━━ INPUT

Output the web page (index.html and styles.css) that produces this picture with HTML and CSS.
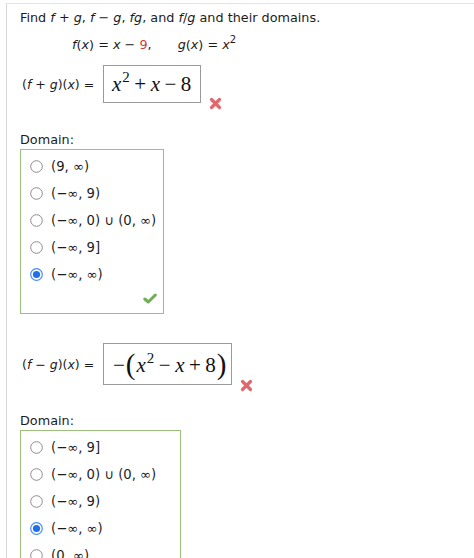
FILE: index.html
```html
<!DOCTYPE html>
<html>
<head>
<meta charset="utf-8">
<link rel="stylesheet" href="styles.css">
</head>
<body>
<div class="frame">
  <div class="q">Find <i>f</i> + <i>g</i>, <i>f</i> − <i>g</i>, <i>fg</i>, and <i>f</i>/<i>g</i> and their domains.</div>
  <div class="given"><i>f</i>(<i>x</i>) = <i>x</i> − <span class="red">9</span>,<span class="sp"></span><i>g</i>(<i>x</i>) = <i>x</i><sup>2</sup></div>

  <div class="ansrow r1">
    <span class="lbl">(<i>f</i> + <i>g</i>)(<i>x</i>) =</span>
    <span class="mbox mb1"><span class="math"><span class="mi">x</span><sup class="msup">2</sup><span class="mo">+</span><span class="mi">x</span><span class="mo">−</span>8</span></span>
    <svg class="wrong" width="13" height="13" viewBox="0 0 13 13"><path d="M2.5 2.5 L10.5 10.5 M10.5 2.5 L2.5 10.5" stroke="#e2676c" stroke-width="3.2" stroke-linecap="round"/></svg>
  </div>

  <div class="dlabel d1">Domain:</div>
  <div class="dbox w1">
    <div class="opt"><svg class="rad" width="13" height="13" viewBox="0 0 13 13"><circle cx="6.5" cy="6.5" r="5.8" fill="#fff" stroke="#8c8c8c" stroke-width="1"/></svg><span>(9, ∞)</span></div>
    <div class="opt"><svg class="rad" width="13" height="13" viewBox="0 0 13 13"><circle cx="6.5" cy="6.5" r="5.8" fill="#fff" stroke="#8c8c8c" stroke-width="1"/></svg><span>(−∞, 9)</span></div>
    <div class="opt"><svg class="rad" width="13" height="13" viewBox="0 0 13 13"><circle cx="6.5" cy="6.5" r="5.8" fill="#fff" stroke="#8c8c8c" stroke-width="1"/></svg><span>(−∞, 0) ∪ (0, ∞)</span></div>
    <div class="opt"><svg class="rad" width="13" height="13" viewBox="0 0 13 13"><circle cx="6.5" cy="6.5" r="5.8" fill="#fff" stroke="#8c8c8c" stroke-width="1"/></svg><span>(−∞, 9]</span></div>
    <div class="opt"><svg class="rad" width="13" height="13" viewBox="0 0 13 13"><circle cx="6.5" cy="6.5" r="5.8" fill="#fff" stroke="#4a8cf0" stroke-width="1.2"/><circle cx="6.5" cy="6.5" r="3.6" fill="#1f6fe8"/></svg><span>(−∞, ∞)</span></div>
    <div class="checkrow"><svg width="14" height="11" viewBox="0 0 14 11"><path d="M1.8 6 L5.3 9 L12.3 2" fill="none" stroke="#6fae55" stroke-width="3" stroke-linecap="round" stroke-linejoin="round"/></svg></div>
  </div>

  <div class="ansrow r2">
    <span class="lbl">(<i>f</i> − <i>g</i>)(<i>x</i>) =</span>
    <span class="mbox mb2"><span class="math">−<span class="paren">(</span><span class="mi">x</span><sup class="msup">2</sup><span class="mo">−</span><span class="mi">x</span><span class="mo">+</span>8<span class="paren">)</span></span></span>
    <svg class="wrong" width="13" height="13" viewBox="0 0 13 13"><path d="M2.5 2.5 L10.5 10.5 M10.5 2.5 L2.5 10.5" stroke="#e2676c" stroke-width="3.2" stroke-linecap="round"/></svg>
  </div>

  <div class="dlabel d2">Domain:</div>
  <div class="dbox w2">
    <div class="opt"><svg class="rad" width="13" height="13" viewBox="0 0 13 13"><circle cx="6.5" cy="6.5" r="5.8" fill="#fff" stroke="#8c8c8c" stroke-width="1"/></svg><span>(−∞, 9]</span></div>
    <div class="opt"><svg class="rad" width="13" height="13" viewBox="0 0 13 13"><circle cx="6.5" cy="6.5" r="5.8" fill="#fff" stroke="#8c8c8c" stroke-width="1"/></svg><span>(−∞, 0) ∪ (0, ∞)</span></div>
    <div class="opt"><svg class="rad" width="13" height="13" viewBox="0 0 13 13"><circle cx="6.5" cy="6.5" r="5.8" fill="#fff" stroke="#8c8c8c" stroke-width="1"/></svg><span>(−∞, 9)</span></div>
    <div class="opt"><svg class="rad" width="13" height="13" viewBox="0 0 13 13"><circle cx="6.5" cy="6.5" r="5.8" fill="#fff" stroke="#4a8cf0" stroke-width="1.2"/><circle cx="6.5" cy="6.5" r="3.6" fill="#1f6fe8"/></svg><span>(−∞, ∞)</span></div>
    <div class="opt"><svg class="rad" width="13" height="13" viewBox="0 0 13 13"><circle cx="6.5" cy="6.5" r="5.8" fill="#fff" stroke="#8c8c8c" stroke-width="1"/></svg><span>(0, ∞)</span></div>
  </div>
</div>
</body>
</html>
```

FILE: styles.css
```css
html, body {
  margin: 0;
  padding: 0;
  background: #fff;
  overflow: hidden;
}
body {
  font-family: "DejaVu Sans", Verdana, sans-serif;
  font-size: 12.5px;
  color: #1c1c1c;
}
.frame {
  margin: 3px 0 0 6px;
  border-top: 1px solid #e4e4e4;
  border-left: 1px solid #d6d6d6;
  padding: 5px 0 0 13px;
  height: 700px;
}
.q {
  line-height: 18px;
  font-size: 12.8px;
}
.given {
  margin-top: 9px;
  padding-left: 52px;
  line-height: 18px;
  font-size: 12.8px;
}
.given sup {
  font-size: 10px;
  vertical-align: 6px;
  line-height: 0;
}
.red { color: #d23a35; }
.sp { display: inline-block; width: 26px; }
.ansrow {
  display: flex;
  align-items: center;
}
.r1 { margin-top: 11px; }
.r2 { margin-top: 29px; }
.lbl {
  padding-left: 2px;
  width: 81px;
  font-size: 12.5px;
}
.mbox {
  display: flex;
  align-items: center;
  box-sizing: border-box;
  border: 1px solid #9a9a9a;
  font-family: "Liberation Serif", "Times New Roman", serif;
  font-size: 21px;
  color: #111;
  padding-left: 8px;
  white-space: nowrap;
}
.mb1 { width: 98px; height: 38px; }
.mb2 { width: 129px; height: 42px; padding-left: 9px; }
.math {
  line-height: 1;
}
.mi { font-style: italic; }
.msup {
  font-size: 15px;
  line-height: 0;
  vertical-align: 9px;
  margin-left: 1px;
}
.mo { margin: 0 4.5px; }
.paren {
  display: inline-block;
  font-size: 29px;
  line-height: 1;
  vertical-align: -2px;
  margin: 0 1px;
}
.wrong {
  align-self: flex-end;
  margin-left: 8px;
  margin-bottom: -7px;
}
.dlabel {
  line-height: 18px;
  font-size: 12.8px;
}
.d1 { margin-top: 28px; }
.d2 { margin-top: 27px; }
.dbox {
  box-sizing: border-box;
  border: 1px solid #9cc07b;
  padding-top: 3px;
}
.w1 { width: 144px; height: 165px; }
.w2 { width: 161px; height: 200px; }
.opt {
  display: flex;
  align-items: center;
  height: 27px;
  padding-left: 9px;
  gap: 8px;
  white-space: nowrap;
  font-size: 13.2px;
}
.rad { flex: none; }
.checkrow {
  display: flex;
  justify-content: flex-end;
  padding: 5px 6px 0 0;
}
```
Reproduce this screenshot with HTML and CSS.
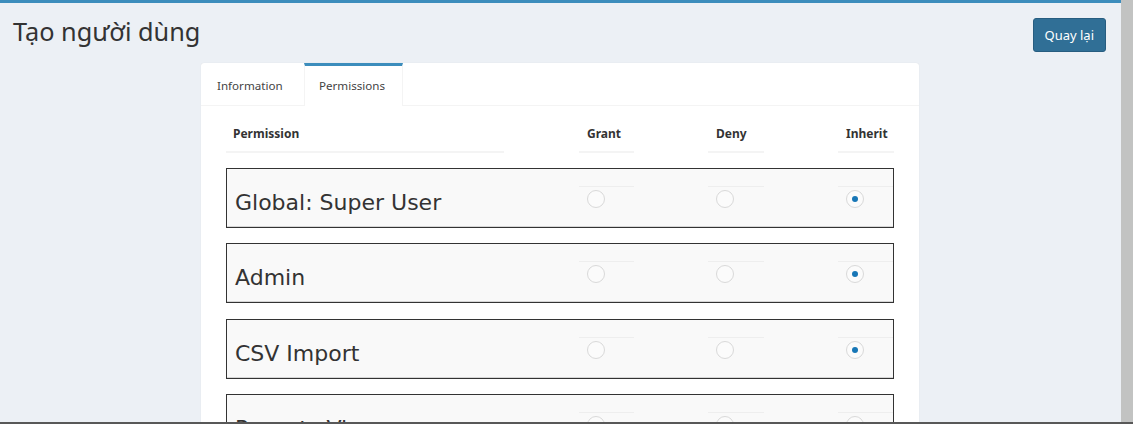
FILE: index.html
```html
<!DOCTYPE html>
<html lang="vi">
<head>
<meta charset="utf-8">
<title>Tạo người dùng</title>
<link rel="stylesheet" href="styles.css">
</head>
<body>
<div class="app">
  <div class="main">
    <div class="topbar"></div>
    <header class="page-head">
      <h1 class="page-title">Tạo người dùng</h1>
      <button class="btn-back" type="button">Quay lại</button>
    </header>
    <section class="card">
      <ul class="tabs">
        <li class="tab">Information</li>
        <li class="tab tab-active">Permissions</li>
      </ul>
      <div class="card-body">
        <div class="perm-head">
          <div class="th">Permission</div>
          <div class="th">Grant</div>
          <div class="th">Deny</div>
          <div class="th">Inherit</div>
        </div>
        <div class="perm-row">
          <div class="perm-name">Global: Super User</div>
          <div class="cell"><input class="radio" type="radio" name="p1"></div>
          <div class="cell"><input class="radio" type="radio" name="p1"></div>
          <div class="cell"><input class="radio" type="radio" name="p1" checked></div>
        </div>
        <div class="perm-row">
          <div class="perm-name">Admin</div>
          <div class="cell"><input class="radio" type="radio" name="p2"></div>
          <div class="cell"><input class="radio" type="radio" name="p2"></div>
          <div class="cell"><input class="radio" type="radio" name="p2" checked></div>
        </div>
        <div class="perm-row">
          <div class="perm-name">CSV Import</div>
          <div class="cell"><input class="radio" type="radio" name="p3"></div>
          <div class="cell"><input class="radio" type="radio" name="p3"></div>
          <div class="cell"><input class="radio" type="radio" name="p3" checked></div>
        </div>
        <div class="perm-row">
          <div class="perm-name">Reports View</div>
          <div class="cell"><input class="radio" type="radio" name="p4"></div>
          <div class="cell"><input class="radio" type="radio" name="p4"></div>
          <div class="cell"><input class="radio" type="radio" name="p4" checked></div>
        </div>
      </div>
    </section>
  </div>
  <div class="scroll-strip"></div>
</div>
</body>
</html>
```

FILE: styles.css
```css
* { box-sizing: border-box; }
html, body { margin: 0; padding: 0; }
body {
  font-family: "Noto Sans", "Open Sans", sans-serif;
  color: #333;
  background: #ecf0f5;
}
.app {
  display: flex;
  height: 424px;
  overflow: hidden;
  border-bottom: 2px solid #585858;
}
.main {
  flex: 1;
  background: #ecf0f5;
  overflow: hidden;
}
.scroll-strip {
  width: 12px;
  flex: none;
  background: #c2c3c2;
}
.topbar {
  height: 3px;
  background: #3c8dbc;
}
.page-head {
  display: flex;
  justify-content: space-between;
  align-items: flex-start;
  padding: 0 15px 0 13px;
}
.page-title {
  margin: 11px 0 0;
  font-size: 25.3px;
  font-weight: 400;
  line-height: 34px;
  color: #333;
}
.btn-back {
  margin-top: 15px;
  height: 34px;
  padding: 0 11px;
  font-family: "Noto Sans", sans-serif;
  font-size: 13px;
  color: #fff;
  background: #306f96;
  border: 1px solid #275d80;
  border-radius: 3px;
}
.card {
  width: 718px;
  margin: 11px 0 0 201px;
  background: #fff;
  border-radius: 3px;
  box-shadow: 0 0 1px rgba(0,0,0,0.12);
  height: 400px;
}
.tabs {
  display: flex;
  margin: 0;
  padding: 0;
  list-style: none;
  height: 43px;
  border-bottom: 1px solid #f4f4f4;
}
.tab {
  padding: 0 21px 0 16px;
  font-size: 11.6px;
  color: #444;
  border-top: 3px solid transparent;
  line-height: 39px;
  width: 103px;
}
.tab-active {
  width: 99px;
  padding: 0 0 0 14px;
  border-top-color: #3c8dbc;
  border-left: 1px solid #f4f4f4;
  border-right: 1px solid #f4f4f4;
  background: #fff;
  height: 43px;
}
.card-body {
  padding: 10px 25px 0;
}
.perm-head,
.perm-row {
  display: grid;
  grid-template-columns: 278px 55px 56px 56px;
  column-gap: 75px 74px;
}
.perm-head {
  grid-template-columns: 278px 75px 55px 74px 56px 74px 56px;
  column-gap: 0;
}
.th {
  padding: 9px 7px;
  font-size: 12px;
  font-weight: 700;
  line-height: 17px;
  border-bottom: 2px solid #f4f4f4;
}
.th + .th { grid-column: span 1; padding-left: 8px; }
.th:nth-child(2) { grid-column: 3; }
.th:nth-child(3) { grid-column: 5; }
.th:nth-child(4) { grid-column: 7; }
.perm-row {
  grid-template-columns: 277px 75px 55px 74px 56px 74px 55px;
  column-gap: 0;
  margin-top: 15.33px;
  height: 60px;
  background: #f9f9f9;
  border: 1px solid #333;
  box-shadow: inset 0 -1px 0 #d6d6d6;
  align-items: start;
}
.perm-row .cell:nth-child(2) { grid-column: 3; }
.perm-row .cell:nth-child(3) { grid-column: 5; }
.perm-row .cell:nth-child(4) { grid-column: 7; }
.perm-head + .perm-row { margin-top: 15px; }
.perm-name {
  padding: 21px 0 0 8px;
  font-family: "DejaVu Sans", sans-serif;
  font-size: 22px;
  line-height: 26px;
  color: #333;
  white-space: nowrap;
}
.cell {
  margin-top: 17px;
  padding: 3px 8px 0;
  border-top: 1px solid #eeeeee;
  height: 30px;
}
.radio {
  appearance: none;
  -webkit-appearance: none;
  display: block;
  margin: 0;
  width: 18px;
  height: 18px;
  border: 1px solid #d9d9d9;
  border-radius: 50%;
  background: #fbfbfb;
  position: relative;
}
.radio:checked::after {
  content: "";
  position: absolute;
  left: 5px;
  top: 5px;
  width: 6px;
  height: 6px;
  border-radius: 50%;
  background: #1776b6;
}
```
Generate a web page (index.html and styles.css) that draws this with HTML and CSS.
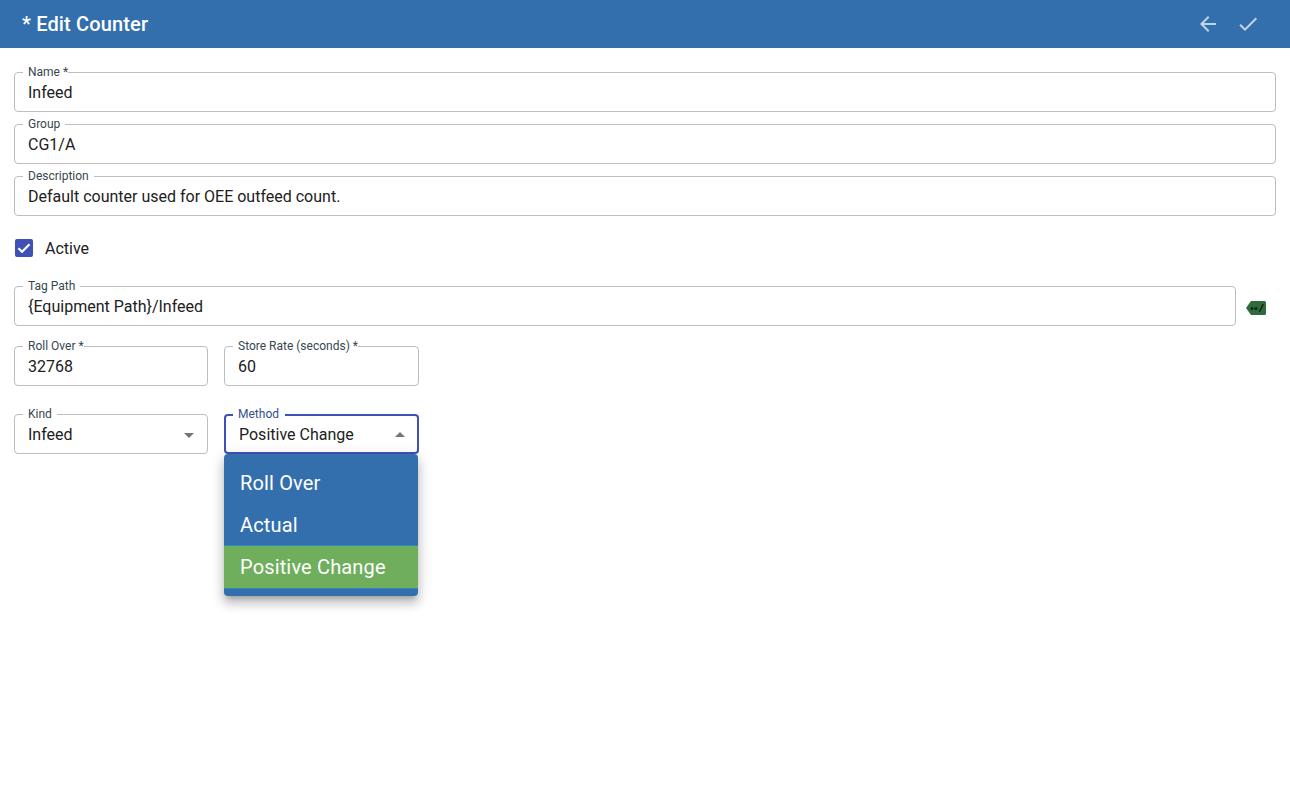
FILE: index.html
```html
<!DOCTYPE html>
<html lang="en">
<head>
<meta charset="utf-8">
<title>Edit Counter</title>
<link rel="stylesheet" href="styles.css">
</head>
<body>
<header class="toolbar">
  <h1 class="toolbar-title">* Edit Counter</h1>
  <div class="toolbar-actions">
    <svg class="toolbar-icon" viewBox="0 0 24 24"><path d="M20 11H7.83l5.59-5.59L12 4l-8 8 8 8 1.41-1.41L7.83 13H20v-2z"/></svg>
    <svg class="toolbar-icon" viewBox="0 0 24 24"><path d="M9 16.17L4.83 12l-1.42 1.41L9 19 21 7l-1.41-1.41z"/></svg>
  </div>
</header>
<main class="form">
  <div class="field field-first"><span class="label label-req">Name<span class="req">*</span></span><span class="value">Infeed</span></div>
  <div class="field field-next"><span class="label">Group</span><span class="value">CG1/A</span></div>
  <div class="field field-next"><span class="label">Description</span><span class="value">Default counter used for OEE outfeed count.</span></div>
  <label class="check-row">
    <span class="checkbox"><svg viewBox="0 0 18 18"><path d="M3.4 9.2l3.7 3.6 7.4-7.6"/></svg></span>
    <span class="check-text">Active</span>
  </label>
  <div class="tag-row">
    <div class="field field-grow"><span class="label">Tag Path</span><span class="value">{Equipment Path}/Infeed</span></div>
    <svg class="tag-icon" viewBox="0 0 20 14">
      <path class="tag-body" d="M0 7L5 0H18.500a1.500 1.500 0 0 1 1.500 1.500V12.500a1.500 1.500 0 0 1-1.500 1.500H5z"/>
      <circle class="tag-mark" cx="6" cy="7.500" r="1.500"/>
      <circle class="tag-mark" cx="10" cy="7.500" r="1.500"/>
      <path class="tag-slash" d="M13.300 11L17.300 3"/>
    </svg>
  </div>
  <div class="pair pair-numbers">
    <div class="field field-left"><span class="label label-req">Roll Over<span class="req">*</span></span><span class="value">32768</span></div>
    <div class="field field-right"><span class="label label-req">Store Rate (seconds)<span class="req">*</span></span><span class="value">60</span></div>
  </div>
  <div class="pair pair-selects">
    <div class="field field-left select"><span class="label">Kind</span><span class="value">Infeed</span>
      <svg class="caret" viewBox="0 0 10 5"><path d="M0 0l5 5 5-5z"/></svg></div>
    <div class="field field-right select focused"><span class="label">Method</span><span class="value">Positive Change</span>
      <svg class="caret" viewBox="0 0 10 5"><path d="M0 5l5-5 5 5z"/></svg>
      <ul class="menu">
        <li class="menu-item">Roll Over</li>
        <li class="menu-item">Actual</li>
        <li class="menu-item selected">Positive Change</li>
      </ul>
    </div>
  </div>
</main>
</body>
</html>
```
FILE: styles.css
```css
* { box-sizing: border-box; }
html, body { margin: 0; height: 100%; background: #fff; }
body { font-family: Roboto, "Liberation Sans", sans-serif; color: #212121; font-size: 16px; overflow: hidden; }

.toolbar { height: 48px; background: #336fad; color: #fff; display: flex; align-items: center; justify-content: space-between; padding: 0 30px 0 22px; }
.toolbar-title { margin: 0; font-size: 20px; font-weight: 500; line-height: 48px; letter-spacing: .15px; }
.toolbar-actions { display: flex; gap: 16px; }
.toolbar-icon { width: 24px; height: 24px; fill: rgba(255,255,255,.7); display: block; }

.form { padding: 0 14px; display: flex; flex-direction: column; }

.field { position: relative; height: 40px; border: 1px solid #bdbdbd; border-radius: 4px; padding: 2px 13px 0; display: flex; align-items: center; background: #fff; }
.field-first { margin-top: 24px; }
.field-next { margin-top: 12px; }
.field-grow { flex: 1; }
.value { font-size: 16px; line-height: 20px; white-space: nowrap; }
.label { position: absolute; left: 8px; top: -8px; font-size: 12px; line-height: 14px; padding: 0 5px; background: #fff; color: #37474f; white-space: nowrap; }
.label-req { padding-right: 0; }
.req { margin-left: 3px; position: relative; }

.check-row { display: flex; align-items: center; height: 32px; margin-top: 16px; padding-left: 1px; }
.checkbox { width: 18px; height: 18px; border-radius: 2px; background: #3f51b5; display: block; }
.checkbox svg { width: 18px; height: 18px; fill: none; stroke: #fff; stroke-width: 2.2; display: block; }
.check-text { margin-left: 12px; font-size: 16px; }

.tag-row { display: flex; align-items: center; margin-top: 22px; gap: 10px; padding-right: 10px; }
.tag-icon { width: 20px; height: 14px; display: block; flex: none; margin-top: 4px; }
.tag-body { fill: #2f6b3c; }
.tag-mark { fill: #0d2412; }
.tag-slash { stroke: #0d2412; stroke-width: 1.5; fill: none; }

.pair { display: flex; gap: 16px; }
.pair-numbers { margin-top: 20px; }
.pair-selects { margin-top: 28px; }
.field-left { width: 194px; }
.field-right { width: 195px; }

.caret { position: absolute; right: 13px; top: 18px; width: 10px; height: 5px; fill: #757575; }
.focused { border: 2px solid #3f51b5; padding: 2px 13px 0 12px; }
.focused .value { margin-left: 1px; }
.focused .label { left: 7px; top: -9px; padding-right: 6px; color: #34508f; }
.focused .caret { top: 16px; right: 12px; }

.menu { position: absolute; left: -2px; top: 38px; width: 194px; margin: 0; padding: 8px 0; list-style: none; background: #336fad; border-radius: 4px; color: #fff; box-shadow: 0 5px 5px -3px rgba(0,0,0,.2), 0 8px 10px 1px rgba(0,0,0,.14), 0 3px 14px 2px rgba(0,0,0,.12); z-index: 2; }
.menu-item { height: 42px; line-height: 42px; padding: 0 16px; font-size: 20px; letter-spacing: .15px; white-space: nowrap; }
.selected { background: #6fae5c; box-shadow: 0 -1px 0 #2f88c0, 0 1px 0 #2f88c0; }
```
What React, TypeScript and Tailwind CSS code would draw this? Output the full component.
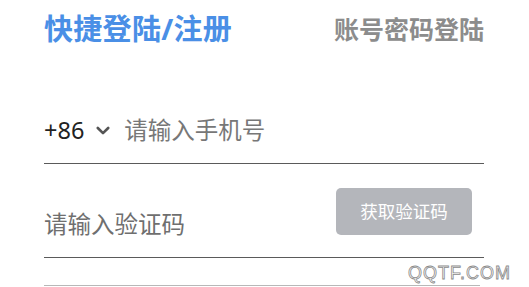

━━━━

● **GOAL OF THE EXERCISE**
Determine the number of lines in the data that contain "page" as a word or string, and state only that number.

● **OUTPUT FOR THIS EXERCISE**
6